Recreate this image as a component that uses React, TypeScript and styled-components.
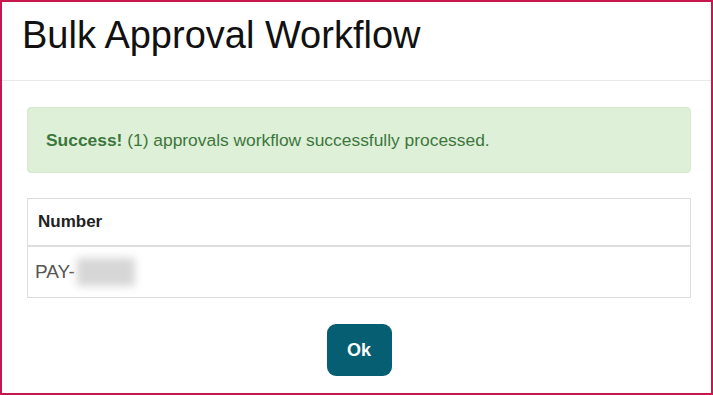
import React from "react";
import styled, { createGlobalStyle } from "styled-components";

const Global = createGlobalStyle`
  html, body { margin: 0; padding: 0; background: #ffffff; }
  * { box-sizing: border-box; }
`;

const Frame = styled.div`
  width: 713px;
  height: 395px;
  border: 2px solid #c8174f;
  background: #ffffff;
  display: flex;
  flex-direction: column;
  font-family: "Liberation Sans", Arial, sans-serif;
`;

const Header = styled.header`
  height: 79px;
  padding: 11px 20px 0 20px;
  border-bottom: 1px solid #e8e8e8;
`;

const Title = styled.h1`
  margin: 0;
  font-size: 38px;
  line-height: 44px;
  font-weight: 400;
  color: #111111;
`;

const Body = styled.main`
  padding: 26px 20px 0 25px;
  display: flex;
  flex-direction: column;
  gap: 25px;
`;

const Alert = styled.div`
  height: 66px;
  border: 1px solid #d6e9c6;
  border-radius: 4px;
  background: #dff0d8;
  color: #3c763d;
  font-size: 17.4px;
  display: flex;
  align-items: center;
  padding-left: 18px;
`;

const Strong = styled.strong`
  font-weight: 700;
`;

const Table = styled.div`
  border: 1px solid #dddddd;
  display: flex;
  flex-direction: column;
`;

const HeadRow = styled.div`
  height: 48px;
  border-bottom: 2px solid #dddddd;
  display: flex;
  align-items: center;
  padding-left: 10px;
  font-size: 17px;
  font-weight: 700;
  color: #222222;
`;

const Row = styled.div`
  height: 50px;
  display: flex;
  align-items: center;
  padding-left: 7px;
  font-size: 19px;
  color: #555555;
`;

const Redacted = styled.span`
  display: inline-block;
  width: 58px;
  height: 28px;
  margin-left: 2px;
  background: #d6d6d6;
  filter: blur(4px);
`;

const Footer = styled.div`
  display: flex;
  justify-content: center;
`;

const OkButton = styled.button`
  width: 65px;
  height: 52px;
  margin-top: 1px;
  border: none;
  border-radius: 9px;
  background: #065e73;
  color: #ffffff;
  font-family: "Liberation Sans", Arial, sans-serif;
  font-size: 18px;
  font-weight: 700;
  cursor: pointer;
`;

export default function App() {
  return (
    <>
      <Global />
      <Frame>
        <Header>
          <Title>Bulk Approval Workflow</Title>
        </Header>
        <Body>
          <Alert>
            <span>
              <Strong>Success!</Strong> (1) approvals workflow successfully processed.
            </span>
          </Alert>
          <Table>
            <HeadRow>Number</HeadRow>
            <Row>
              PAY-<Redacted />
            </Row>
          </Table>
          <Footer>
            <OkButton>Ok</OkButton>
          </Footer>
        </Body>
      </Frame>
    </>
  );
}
□ □ □
SET TASK — Write only the number of lines that include "React".

CORRECT RESULT — 2